China's demand for copper, aluminium expected to rise in 2014
Reuters in Hong Kong
China is expected to import more refined copper next year as Beijing steps up building of power networks, rail lines and low-cost homes, while domestic production is likely to be squeezed by tight scrap supply, industry sources said.
Refined copper consumption might rise 5 per cent to 6 per cent next year, three large end-users and producers estimated.
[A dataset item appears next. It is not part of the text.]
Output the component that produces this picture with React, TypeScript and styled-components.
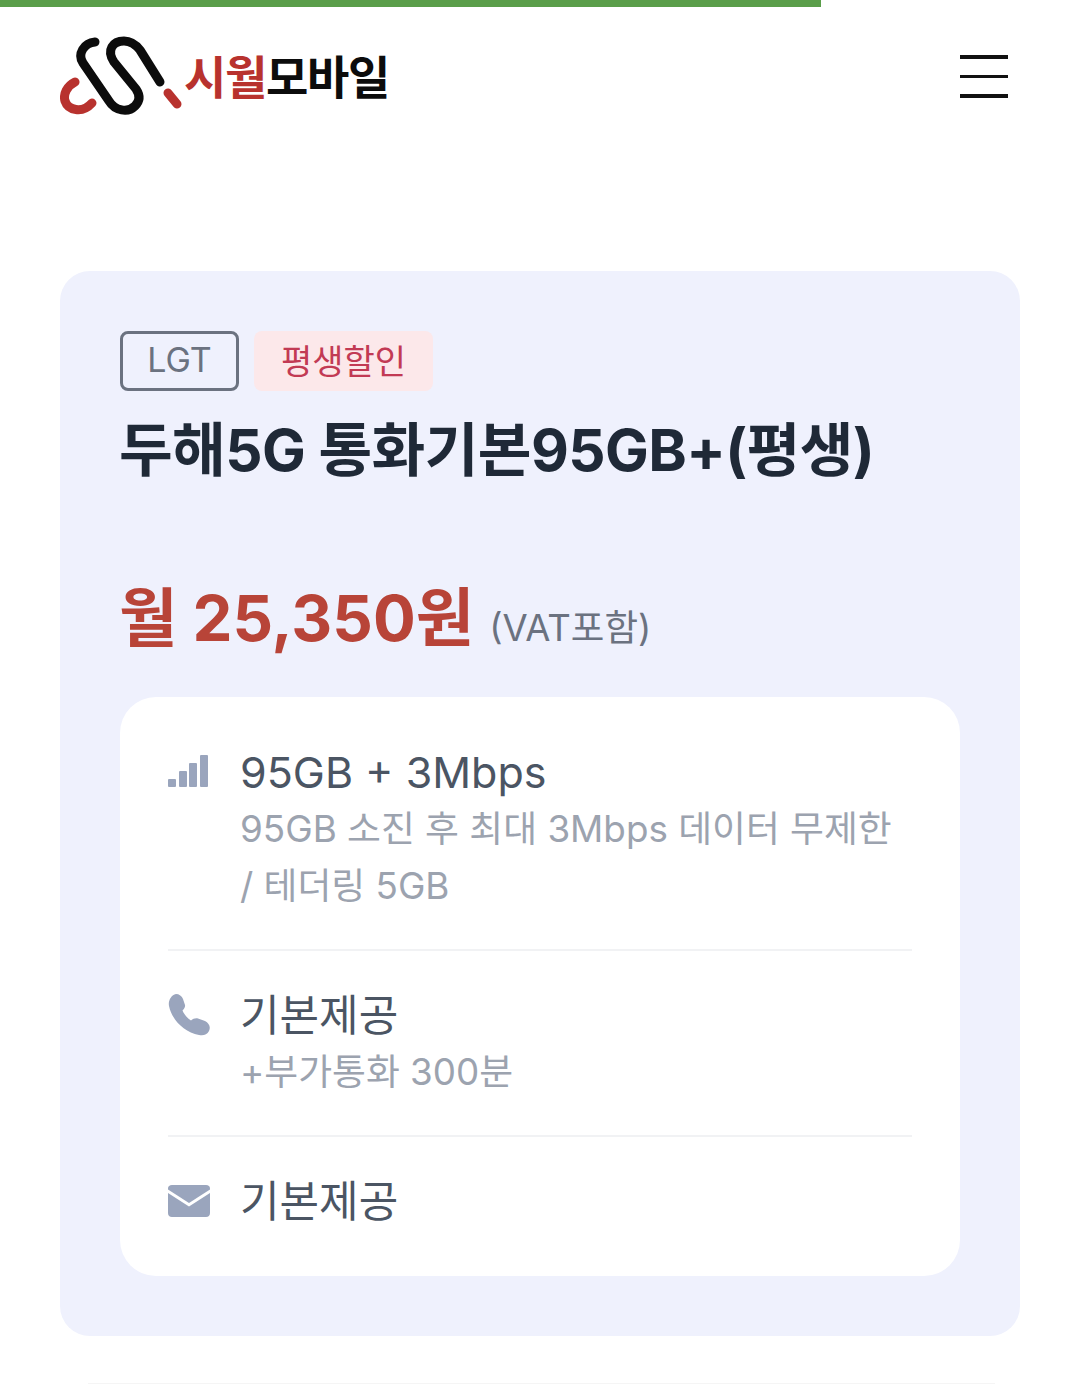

This would take consumption to about 8.6 million tonnes, based on 8.1 million tonnes estimated for this year by state-backed research firm Beijing Antaike Information and Development.
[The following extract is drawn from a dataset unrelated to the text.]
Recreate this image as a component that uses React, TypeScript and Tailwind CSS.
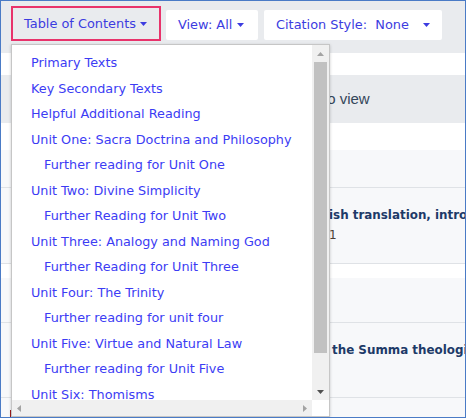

Importers are likely to increase orders for term shipments next year to restore stocks, after more than 500,000 tonnes of bonded stocks were used this year, the industry sources and traders said.
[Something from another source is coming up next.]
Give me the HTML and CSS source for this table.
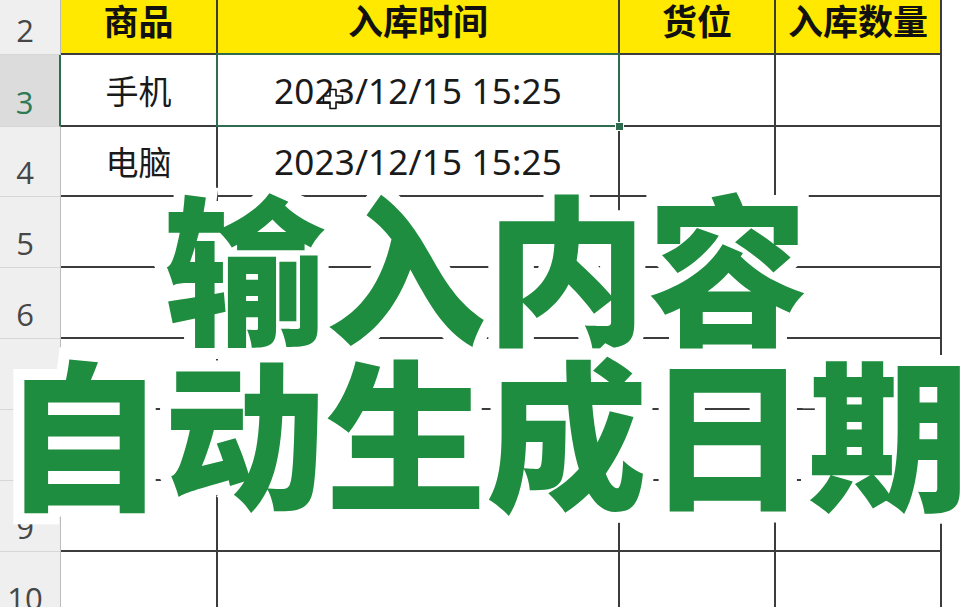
FILE: index.html
```html
<!DOCTYPE html>
<html lang="zh-CN">
<head>
<meta charset="utf-8">
<title>输入内容自动生成日期</title>
<link rel="stylesheet" href="styles.css">
</head>
<body>
<div class="stage">
  <div class="sheet">
    <div class="rh">2</div>
    <div class="cell head">商品</div>
    <div class="cell head">入库时间</div>
    <div class="cell head">货位</div>
    <div class="cell head">入库数量</div>

    <div class="rh sel">3</div>
    <div class="cell">手机</div>
    <div class="cell date active">2023/12/15 15:25<span class="handle"></span></div>
    <div class="cell"></div>
    <div class="cell"></div>

    <div class="rh">4</div>
    <div class="cell">电脑</div>
    <div class="cell date">2023/12/15 15:25</div>
    <div class="cell"></div>
    <div class="cell"></div>

    <div class="rh">5</div>
    <div class="cell"></div><div class="cell"></div><div class="cell"></div><div class="cell"></div>
    <div class="rh">6</div>
    <div class="cell"></div><div class="cell"></div><div class="cell"></div><div class="cell"></div>
    <div class="rh">7</div>
    <div class="cell"></div><div class="cell"></div><div class="cell"></div><div class="cell"></div>
    <div class="rh">8</div>
    <div class="cell"></div><div class="cell"></div><div class="cell"></div><div class="cell"></div>
    <div class="rh">9</div>
    <div class="cell"></div><div class="cell"></div><div class="cell"></div><div class="cell"></div>
    <div class="rh">10</div>
    <div class="cell"></div><div class="cell"></div><div class="cell"></div><div class="cell"></div>
  </div>

  <div class="title">
    <div class="line">输入内容</div>
    <div class="line">自动生成日期</div>
  </div>

  <svg class="cursor" width="24" height="24" viewBox="0 0 24 24">
    <path d="M8 1.5h6v6.5h6.5v6H14v6.5H8V14H1.5V8H8z" fill="#fff" stroke="#111" stroke-width="1.6" stroke-linejoin="round"/>
  </svg>
</div>
</body>
</html>
```

FILE: styles.css
```css
html, body {
  margin: 0;
  padding: 0;
  background: #ffffff;
  overflow: hidden;
}

.stage {
  position: relative;
  width: 972px;
  height: 607px;
  overflow: hidden;
  background: #ffffff;
}

.sheet {
  display: grid;
  grid-template-columns: 61px 157px 402px 156px 166px;
  grid-template-rows: 71px 72px 70px 71px 71px 71px 71px 71px 71px;
  margin-top: -16px;
  width: 942px;
  font-family: "Noto Sans", "Noto Sans CJK SC", sans-serif;
}

.rh {
  box-sizing: border-box;
  background: #efefef;
  border-bottom: 1px solid #d6d6d6;
  border-right: 1px solid #bcbcbc;
  display: flex;
  align-items: flex-end;
  justify-content: center;
  padding-bottom: 4px;
  padding-right: 10px;
  font-family: "Open Sans", "Liberation Sans", sans-serif;
  font-size: 31px;
  line-height: 40px;
  color: #474747;
}

.rh.sel {
  background: #dcdcdc;
  color: #2d7a55;
  border-right: 2px solid #2f6b4f;
}

.cell {
  box-sizing: border-box;
  position: relative;
  border-right: 2px solid #3c3c3c;
  border-bottom: 2px solid #3c3c3c;
  display: flex;
  align-items: center;
  justify-content: center;
  font-family: "Noto Sans CJK SC", sans-serif;
  font-size: 33px;
  color: #1a1a1a;
}

.cell.head {
  background: #ffe900;
  font-weight: 700;
  padding-top: 3px;
  font-size: 35px;
  line-height: 40px;
  color: #111;
}

.cell.date {
  font-family: "Noto Sans", "Noto Sans CJK SC", sans-serif;
  font-size: 35px;
  letter-spacing: 0.2px;
}

.cell.active {
  border-right-color: #2f6b4f;
  border-bottom-color: #2f6b4f;
}

.cell.active::before {
  content: "";
  position: absolute;
  left: -2px;
  top: -2px;
  right: -2px;
  bottom: -2px;
  border: 2px solid #2f6b4f;
  pointer-events: none;
}

.handle {
  position: absolute;
  right: -6px;
  bottom: -6px;
  width: 9px;
  height: 9px;
  background: #2f6b4f;
  border: 1px solid #ffffff;
  box-sizing: border-box;
  z-index: 2;
}

.title {
  position: absolute;
  left: 0;
  right: 0;
  top: 180px;
  text-align: center;
  font-family: "Noto Sans CJK SC", sans-serif;
  font-weight: 900;
  font-size: 161px;
  line-height: 165px;
  color: #1f8d3f;
  -webkit-text-stroke: 22px #ffffff;
  paint-order: stroke fill;
  letter-spacing: 0;
  white-space: nowrap;
  z-index: 3;
}

.cursor {
  position: absolute;
  left: 322px;
  top: 88px;
  z-index: 4;
}
```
This would be a reversal from this year, when importers cut term shipments, depressing copper prices on the London Metal Exchange, which have lost more than 9 per cent so far this year to trade at about US$7,200 a tonne.
China’s economy is expected to continue picking up speed next year, with metals demand helped by state-led urbanisation projects.
Recent economic data has reinforced hopes for a sustained recovery, with factory output in August hitting a 17-month high, retail sales growing at their fastest pace this year and power production posting the second-highest monthly growth this year.
A manager at a large manufacturing firm, which uses refined metal to make semi-finished copper products, said its output had risen 10 per cent so far this year after orders picked up in the past few months, and it planned to raise output further next year.
China’s exports of copper products could also get support from recoveries in the United States and Europe, the manager said.
Beijing is widely expected to step up building tied to urbanisation next year after the new Chinese leadership set it as one of the priorities for growth, the sources said.
Sources at smelters said copper demand was also expected to rise because of a shortage of scrap, which has already limited production at some refined copper producers.
China’s refined copper production will also rise more than 200,000 tonnes next year if Jinchuan Group opens its new 400,000 tonne-per-year smelter in the first half, they said.
Meanwhile, aluminium consumption is expected to grow more than 10 per cent next year from about 24 million tonnes estimated for this year, two smelter sources said.
The sector should benefit from more building activity and Beijing’s efforts to boost demand to tackle overcapacity in the industry, with growth picking up from near 10 per cent this year, they said.
A manager at a plant that uses primary aluminium to manufacture semi-finished products said the firm’s local and export orders of large aluminium profiles had more than doubled this year and it expected orders to rise further next year.
The product is a new mould being used in the building industry in China to replace steel because of its longer life, the manager said, adding that the provincial government of Guizhou was considering requiring all local projects to use aluminium moulds from next year.
Demand from transport equipment makers would also rise after Beijing approved a series of rail projects this year, the sources said.
China’s State Reserves Bureau is not expected to buy aluminium for stockpiling next year, after purchasing 300,000 tonnes this year, owing to concerns about firmer local prices and in order not to encourage new production, they said.
Nonetheless, the increase in consumption may lag capacity, which is expected to grow by about five million tonnes next year.